I was a few pages into Liu Cixin’s (刘慈欣) The Three-Body Problem when the piercing shriek of a high-street chain coffee machine whirring up a cappuccino tore me away from 1960s turmoil in China and back to England’s chilly August (yes) environment. Such is the immediate immersion of Liu’s gripping sci-fi novel, known as 《三体》 (Three Body) in its original Mandarin, and translated by sci-fi author Ken Liu for the English-reading audience.

A firm favourite in China, The Three-Body Problem revolves around a unprecedented crisis in the modern scientific community linked to a mysterious and challenging online game similarly named ‘Three Body‘. The book and its author Liu Cixin have swept award ceremonies such as the Nebula (星云) for science fiction writing.

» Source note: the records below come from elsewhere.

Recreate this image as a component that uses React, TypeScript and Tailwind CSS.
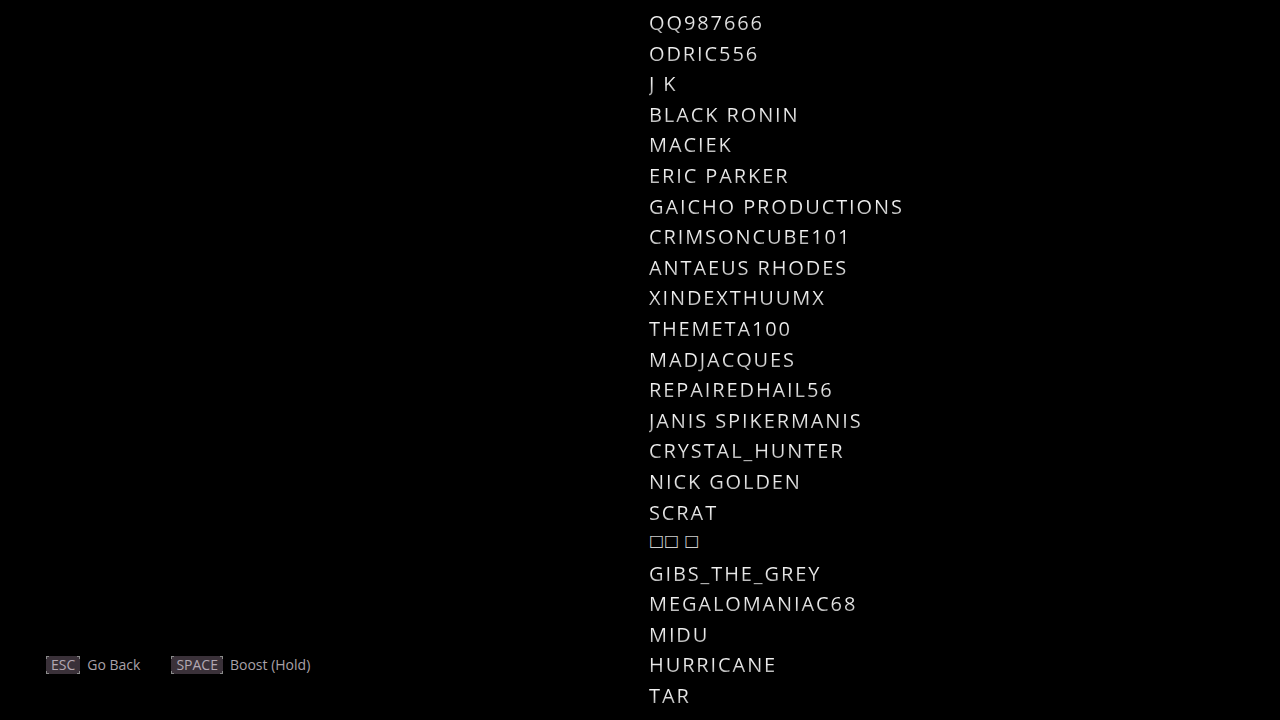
import React from "react";

const names = [
  "QQ987666",
  "ODRIC556",
  "J K",
  "BLACK RONIN",
  "MACIEK",
  "ERIC PARKER",
  "GAICHO PRODUCTIONS",
  "CRIMSONCUBE101",
  "ANTAEUS RHODES",
  "XINDEXTHUUMX",
  "THEMETA100",
  "MADJACQUES",
  "REPAIREDHAIL56",
  "JANIS SPIKERMANIS",
  "CRYSTAL_HUNTER",
  "NICK GOLDEN",
  "SCRAT",
  "__BOXES__",
  "GIBS_THE_GREY",
  "MEGALOMANIAC68",
  "MIDU",
  "HURRICANE",
  "TAR",
];

function Key({ label }: { label: string }) {
  return (
    <span className="relative inline-flex items-center h-[18px] px-[5px] bg-[#3a3139] text-[#b3a8b3] text-[14px] leading-none">
      <span className="absolute left-0 top-0 w-[3px] h-[3px] border-l border-t border-[#8a8a8a]" />
      <span className="absolute right-0 top-0 w-[3px] h-[3px] border-r border-t border-[#8a8a8a]" />
      <span className="absolute left-0 bottom-0 w-[3px] h-[3px] border-l border-b border-[#8a8a8a]" />
      <span className="absolute right-0 bottom-0 w-[3px] h-[3px] border-r border-b border-[#8a8a8a]" />
      {label}
    </span>
  );
}

export default function App() {
  return (
    <div
      className="w-[1280px] h-[720px] bg-black overflow-hidden flex"
      style={{ fontFamily: '"Open Sans", "Noto Sans", sans-serif' }}
    >
      <div className="w-[649px] shrink-0 flex flex-col justify-end pb-[45px] pl-[46px]">
        <div className="flex items-center gap-[31px] text-[14px] text-[#a9a1a9]">
          <div className="flex items-center gap-[7px]">
            <Key label="ESC" />
            <span>Go Back</span>
          </div>
          <div className="flex items-center gap-[7px]">
            <Key label="SPACE" />
            <span>Boost (Hold)</span>
          </div>
        </div>
      </div>
      <div className="flex flex-col pt-[8px]">
        {names.map((n, i) =>
          n === "__BOXES__" ? (
            <div key={i} className="h-[30.6px] flex items-center">
              <span
                className="text-[16px] tracking-[0px] text-[#cfcfcf] leading-none -mt-[4px]"
                style={{ fontFamily: '"DejaVu Sans", sans-serif' }}
              >
                □□ □
              </span>
            </div>
          ) : (
            <div key={i} className="h-[30.6px] leading-[30.6px]">
              <span
                className="text-[20px] tracking-[1.9px] font-normal bg-gradient-to-b from-[#ffffff] via-[#e8e8e8] to-[#9a9a9a] bg-clip-text text-transparent whitespace-pre"
              >
                {n}
              </span>
            </div>
          )
        )}
      </div>
    </div>
  );
}
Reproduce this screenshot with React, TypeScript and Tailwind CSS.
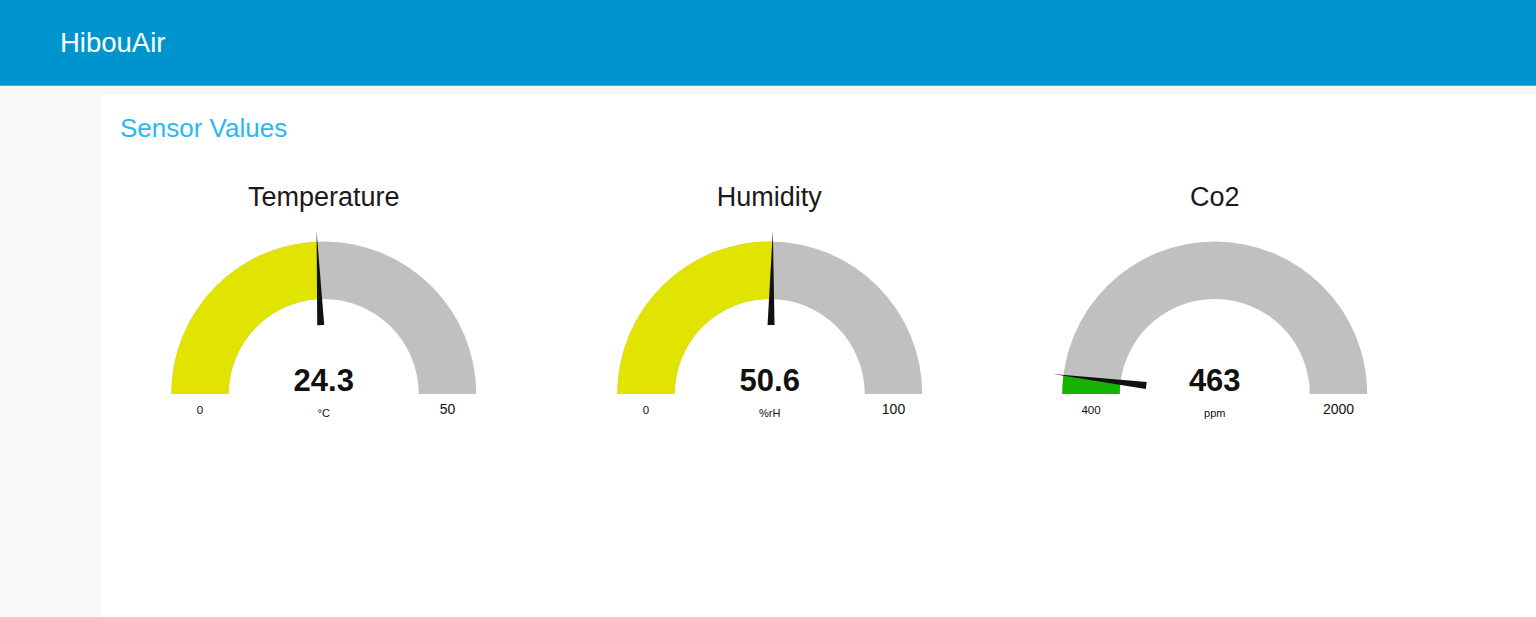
import React from "react";

type GaugeProps = {
  title: string;
  value: number;
  display: string;
  unit: string;
  min: number;
  max: number;
  color: string;
};

const W = 445.5;
const CX = W / 2;
const CY = 184;
const RO = 152.5;
const RI = 95;

function pt(r: number, a: number): [number, number] {
  return [CX - r * Math.cos(a), CY - r * Math.sin(a)];
}

function Gauge({ title, value, display, unit, min, max, color }: GaugeProps) {
  const frac = Math.max(0, Math.min(1, (value - min) / (max - min)));
  const a = frac * Math.PI;
  const [ox0, oy0] = pt(RO, 0);
  const [ox1, oy1] = pt(RO, a);
  const [ix1, iy1] = pt(RI, a);
  const [ix0, iy0] = pt(RI, 0);
  const fillPath = `M ${ox0} ${oy0} A ${RO} ${RO} 0 0 1 ${ox1} ${oy1} L ${ix1} ${iy1} A ${RI} ${RI} 0 0 0 ${ix0} ${iy0} Z`;
  const [oxe, oye] = pt(RO, Math.PI);
  const [ixe, iye] = pt(RI, Math.PI);
  const bgPath = `M ${ox0} ${oy0} A ${RO} ${RO} 0 0 1 ${oxe} ${oye} L ${ixe} ${iye} A ${RI} ${RI} 0 0 0 ${ix0} ${iy0} Z`;
  const [tx, ty] = pt(163, a);
  const [bx, by] = pt(69, a);
  const px = Math.sin(a) * 3.5;
  const py = -Math.cos(a) * 3.5;
  const needle = `M ${tx} ${ty} L ${bx + px} ${by + py} L ${bx - px} ${by - py} Z`;
  const minX = CX - (RO + RI) / 2;
  const maxX = CX + (RO + RI) / 2;
  return (
    <div className="flex flex-col items-center">
      <div className="text-[27px] leading-none h-[26px] text-[#1a1a1a]">{title}</div>
      <svg width={W} height={220} viewBox={`0 0 ${W} 220`} className="block">
        <path d={bgPath} fill="#c0c0c0" />
        <path d={fillPath} fill={color} />
        <path d={needle} fill="#111111" />
        <text x={CX} y={181} textAnchor="middle" fontSize="31" fontWeight="bold" fill="#111111" fontFamily="'Liberation Sans', Arial, sans-serif">
          {display}
        </text>
        <text x={CX} y={207} textAnchor="middle" fontSize="11" fill="#111111" fontFamily="'Liberation Sans', Arial, sans-serif">
          {unit}
        </text>
        <text x={minX} y={204} textAnchor="middle" fontSize="11.5" fill="#111111" fontFamily="'Liberation Sans', Arial, sans-serif">
          {min}
        </text>
        <text x={maxX} y={204} textAnchor="middle" fontSize="14" fill="#111111" fontFamily="'Liberation Sans', Arial, sans-serif">
          {max}
        </text>
      </svg>
    </div>
  );
}

export default function App() {
  return (
    <div className="w-[1536px] h-[617px] overflow-hidden bg-[#f8f8f8] flex flex-col font-['Liberation_Sans',Arial,sans-serif]">
      <header className="h-[86px] shrink-0 bg-[#0094cf] flex items-center pl-[60px] border-b border-[#49aedc]">
        <span className="text-white text-[27.5px] leading-none">HibouAir</span>
      </header>
      <div className="flex-1 pt-[9px] pl-[101px]">
        <main className="bg-white h-full">
          <div className="pt-[20px] pl-[19px] text-[26px] leading-none h-[45px] text-[#2ab7f6]">Sensor Values</div>
          <div className="mt-[44px] grid grid-cols-[repeat(3,445.5px)]">
            <Gauge title="Temperature" value={24.3} display="24.3" unit="°C" min={0} max={50} color="#e1e400" />
            <Gauge title="Humidity" value={50.6} display="50.6" unit="%rH" min={0} max={100} color="#e1e400" />
            <Gauge title="Co2" value={463} display="463" unit="ppm" min={400} max={2000} color="#16b400" />
          </div>
        </main>
      </div>
    </div>
  );
}
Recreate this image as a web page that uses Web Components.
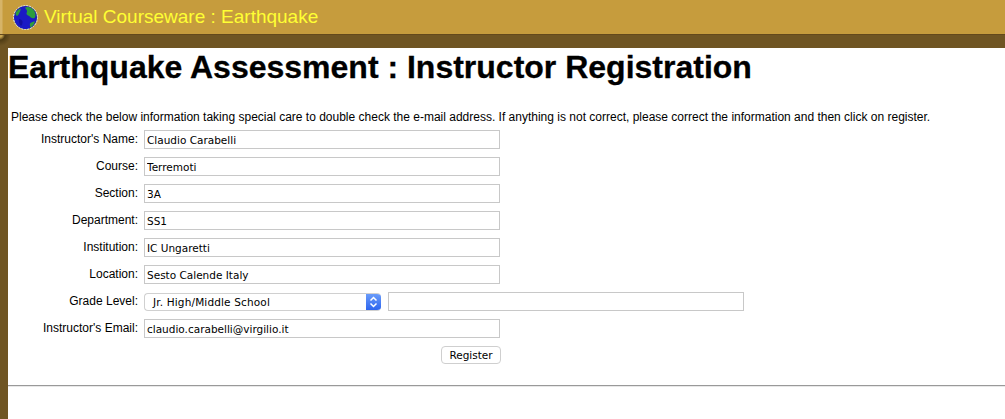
<!DOCTYPE html>
<html>
<head>
<meta charset="utf-8">
<title>Earthquake Assessment</title>
<style>
    html, body { margin: 0; padding: 0; background: #fff; height: 100%; overflow: hidden; }
    body { font-family: "Liberation Sans", Arial, sans-serif; }
</style>
</head>
<body>
<vc-page>
    <span slot="brand">Virtual Courseware : Earthquake</span>
    <vc-title>Earthquake Assessment : Instructor Registration</vc-title>
    <vc-note>Please check the below information taking special care to double check the e-mail address. If anything is not correct, please correct the information and then click on register.</vc-note>
    <vc-form>
        <vc-row label="Instructor's Name:" value="Claudio Carabelli"></vc-row>
        <vc-row label="Course:" value="Terremoti"></vc-row>
        <vc-row label="Section:" value="3A"></vc-row>
        <vc-row label="Department:" value="SS1"></vc-row>
        <vc-row label="Institution:" value="IC Ungaretti"></vc-row>
        <vc-row label="Location:" value="Sesto Calende Italy"></vc-row>
        <vc-grade-row label="Grade Level:" value="Jr. High/Middle School"></vc-grade-row>
        <vc-row label="Instructor's Email:" value="claudio.carabelli@virgilio.it"></vc-row>
        <vc-submit>Register</vc-submit>
    </vc-form>
    <vc-rule></vc-rule>
</vc-page>

<script>
(function () {

    const CONTROL_FONT = '10.5px "DejaVu Sans", "Liberation Sans", sans-serif';

    const FIELD_CSS = '\
        .row { display: flex; align-items: center; height: 27px; }\
        label { width: 130px; padding-bottom: 2px; text-align: right; font-size: 12px; line-height: 14px; color: #000; flex: none; }\
        input { box-sizing: border-box; width: 356px; height: 19px; margin: 0 0 0 6px; padding: 1px 2px;\
            border: 1px solid #c8c8c8; background: #fff; font: ' + CONTROL_FONT + '; color: #000; outline: none; }\
    ';

    class VcPage extends HTMLElement {
        constructor() {
            super();
            this.attachShadow({ mode: 'open' }).innerHTML = `
            <style>
                :host { display: flex; flex-direction: column; height: 419px; }
                .banner { flex: none; height: 34px; display: flex; align-items: center; gap: 6px; padding-left: 13px;
                    background: linear-gradient(to right, #d6b468 0, #d6b468 2px, #c69c3d 3px);
                    color: #ffff33; font-size: 19px; }
                svg { flex: none; }
                .body { flex: 1; display: flex; min-height: 0; border-top: 1px solid #63491c;
                    background: radial-gradient(circle at 0 0, #c9a650 0, #c9a650 2px, #4f3c14 5px, #6f5523 11px) 0 0 / 10px 14px no-repeat, #6f5523; }
                .panel { flex: 1; display: flex; flex-direction: column; margin: 13px 0 0 8px; background: #fff; min-width: 0; }
            </style>
            <div class="banner">
                <svg width="25" height="25" viewBox="0 0 25 25">
                    <circle cx="12.5" cy="12.5" r="11.5" fill="#1a1ac4"/>
                    <circle cx="12.5" cy="12.5" r="12" fill="none" stroke="#d8eef0" stroke-width="1" stroke-dasharray="2 1"/>
                    <path d="M12 2.5c3-1.500 7 0 9 3 1.500 2 2 5 1 7-1 1-2 1-3 .5-2-.5-2-2-4-2.500-1.500-1-2-2-1-3.500 .5-1.500-1-3-2-4.500z" fill="#2c9c3e"/>
                    <path d="M2.500 8c1-2 3-4 5-4.500 .5 1.500-.5 3-1 4-.5 1.500-1.500 3-2.500 3.500-1-.5-1.500-1.500-1.500-3z" fill="#2c9c3e"/>
                    <path d="M17 18.500c1.500-1.500 3.500-2 5-2-.5 2.500-2.500 5-4.500 6-.5-1.500-1-3-.5-4z" fill="#2c9c3e"/>
                    <path d="M6 14c1.500 0 3 1 3.500 2.500 0 2-.5 3.500-1.500 4.500-1.500-1.500-2.500-4-2-7z" fill="#1210a0"/>
                </svg>
                <slot name="brand"></slot>
            </div>
            <div class="body">
                <div class="panel"><slot></slot></div>
            </div>
            `;
        }
    }

    class VcTitle extends HTMLElement {
        constructor() {
            super();
            this.attachShadow({ mode: 'open' }).innerHTML = `
            <style>
                :host { display: block; font-size: 32px; font-weight: bold; line-height: 37px; color: #000; padding-top: 1px; -webkit-text-stroke: 0.3px #000; }
            </style>
            <slot></slot>`;
        }
    }

    class VcNote extends HTMLElement {
        constructor() {
            super();
            this.attachShadow({ mode: 'open' }).innerHTML = `
            <style>
                :host { display: block; font-size: 12px; line-height: 14px; color: #000; margin-top: 24px; padding-left: 3px; white-space: nowrap; }
            </style>
            <slot></slot>`;
        }
    }

    class VcForm extends HTMLElement {
        constructor() {
            super();
            this.attachShadow({ mode: 'open' }).innerHTML = `
            <style>
                :host { display: block; margin-top: 2px; }
            </style>
            <slot></slot>`;
        }
    }

    class VcRow extends HTMLElement {
        constructor() {
            super();
            this.attachShadow({ mode: 'open' }).innerHTML = `
            <style>:host { display: block; } ${FIELD_CSS}</style>
            <div class="row">
                <label>${this.getAttribute('label')}</label>
                <input type="text" value="${this.getAttribute('value')}">
            </div>`;
        }
    }

    class VcGradeRow extends HTMLElement {
        constructor() {
            super();
            this.attachShadow({ mode: 'open' }).innerHTML = `
            <style>
                :host { display: block; }
                ${FIELD_CSS}
                .select { box-sizing: border-box; display: flex; align-items: stretch; width: 237px; height: 18px; margin-left: 6px;
                    border: 1px solid #d0d0d0; border-width: 1px 0 1px 1px; border-radius: 4px; background: #fff; font: ${CONTROL_FONT}; letter-spacing: .15px; overflow: hidden; }
                .text { flex: 1; align-self: center; padding-left: 8px; }
                .spin { flex: none; width: 15px; margin: -1px 0; background: linear-gradient(#6d9ffb, #2a62ee); display: flex; align-items: center; justify-content: center; }
                .extra { margin-left: 7px; }
            </style>
            <div class="row">
                <label>${this.getAttribute('label')}</label>
                <div class="select">
                    <span class="text">${this.getAttribute('value')}</span>
                    <span class="spin">
                        <svg width="9" height="12" viewBox="0 0 9 12" fill="none" stroke="#fff" stroke-width="1.5">
                            <path d="M1.5 4.5 4.5 1.5 7.5 4.5M1.5 7.5 4.5 10.5 7.5 7.5"/>
                        </svg>
                    </span>
                </div>
                <input class="extra" type="text" value="">
            </div>`;
        }
    }

    class VcSubmit extends HTMLElement {
        constructor() {
            super();
            this.attachShadow({ mode: 'open' }).innerHTML = `
            <style>
                :host { display: flex; justify-content: flex-end; width: 493px; padding-top: 4px; }
                button { box-sizing: border-box; width: 60px; height: 18px; padding: 0; border: 1px solid #cfcfcf; border-radius: 4px; background: #fff;
                    font: ${CONTROL_FONT}; color: #000; }
            </style>
            <button type="button"><slot></slot></button>`;
        }
    }

    class VcRule extends HTMLElement {
        constructor() {
            super();
            this.attachShadow({ mode: 'open' }).innerHTML = `
            <style>
                :host { display: block; margin-top: 21px; height: 2px; background: linear-gradient(#999 0, #999 1px, #e8e8e8 1px); }
            </style>`;
        }
    }

    customElements.define('vc-page', VcPage);
    customElements.define('vc-title', VcTitle);
    customElements.define('vc-note', VcNote);
    customElements.define('vc-form', VcForm);
    customElements.define('vc-row', VcRow);
    customElements.define('vc-grade-row', VcGradeRow);
    customElements.define('vc-submit', VcSubmit);
    customElements.define('vc-rule', VcRule);

})();
</script>
</body>
</html>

A film adaptation of《三体》is also scheduled for release in China in the summer of 2016, with the film’s official Weibo page garnering nearly 90,000 followers. Reading a book so widely acclaimed in its home country, I had wondered how tangible the differences (if any) in story-telling would be, and whether I’d be able to keep up with my first meaty sci-fi novel. After all, with the popularity of science fiction in China (the magazine《科幻世界》(Science Fiction World) has over 127,000 Weibo followers), reading an acclaimed novel such as The Three-Body Problem was serious business.

My compulsion to read The Three-Body Problem also had other motives. As a Chinese Studies student, I had recently become disillusioned with recent British media portrayals of China that to me have at times felt overgeneralising and ‘othering’. Instead of truly engaging with China in all its facets, the same old-fashioned labels are stamped on from Xishuangbanna to Changchun: ‘Young people in China study a lot’, ‘People in China work very hard’ ‘Communism’ etc etc. I wanted to put more effort into really immersing myself in what China has to offer rather than drawing conclusions from afar. That being said, I also wanted to read a really good book.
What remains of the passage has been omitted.